In two days, I will begin the first playtest of my hybrid 4E/Paranoia game, temporarily titled Kingdom of Teria. How exciting! How nerve-wracking!
Some people have wondered how I can combine such different games. Not easily, I can tell you that. I started by creating some new roles that focused on how players can screw with each other. (Like D&D roles, they are focused on combat.)
This gave me much more focus when designing new classes that, while working within D&D, could also fit into the Paranoia paradigm. The new classes are:
- Disconcerter: Disconcerters use magic to create problems for others, usually a specific person. They create vulnerabilities, warp senses, or otherwise open others up to devastating attacks. If you want to pick on one ally at a time with a powerful debuff, play a disconcerter.
- Evangelical: Arrogant, proud to a fault, and completely convinced of his inevitable sainthood, evangelicals use guilt and fear like an artist uses brushes and paint. If you want to guilt people into protecting you and make them expect, even seek out, punishment, play an evangelical.
- Feral Mage: A natural magic user who escaped the High King’s purges through luck or conspiracy, feral mages have immense power but no training to control it. If you want to hurt friend and foe alike in a burst of magical fire, cause everyone to suffer, and somehow emerge unscathed, play a feral mage.
- Officer: Trained in shouting loudly and expert at making other people do stupid, dangerous tasks, officers send others to their deaths so they may live. If you want to slide other player’s characters around the battlefield and win debates through sheer volume, then officer is a good class to take.

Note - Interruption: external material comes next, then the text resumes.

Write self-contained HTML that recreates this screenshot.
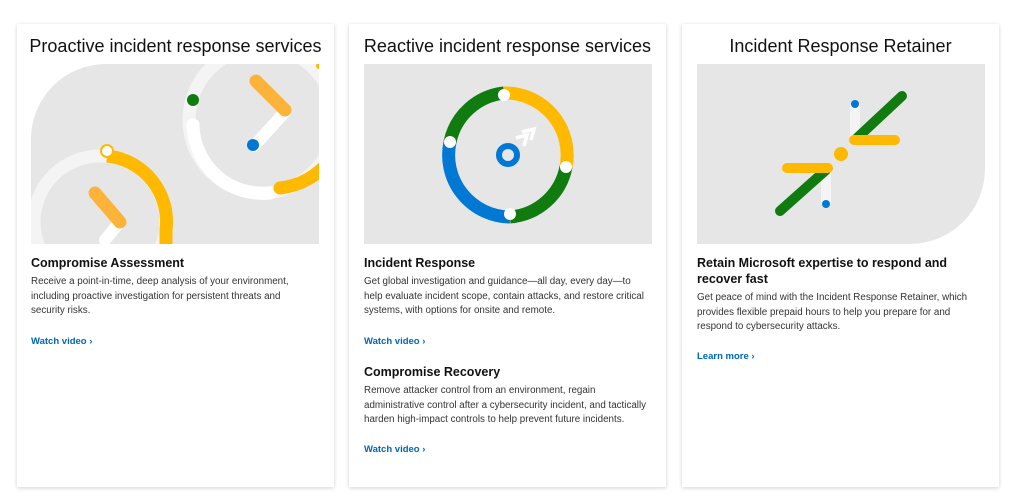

- Prankster: Physical jokes are always funny to the prankster, especially if they hurt someone. If you want to knock allies about, embarrass them, then claim it was all a joke, play a prankster.
- Zealot: Power-mad is the perfect term for these: they have holy power and they are crazy enough to think they know better than the gods what the gods want. If you want to wield barely-controlled power that can take out the unworthy in groups (and only you are truly worthy), play a zealot.
I am proud of these classes and I think they’ll work well, but we’ll see on Saturday how well these all work together. Or not, as the case may be. After all, there is a lot of Paranoia in my 4E these days.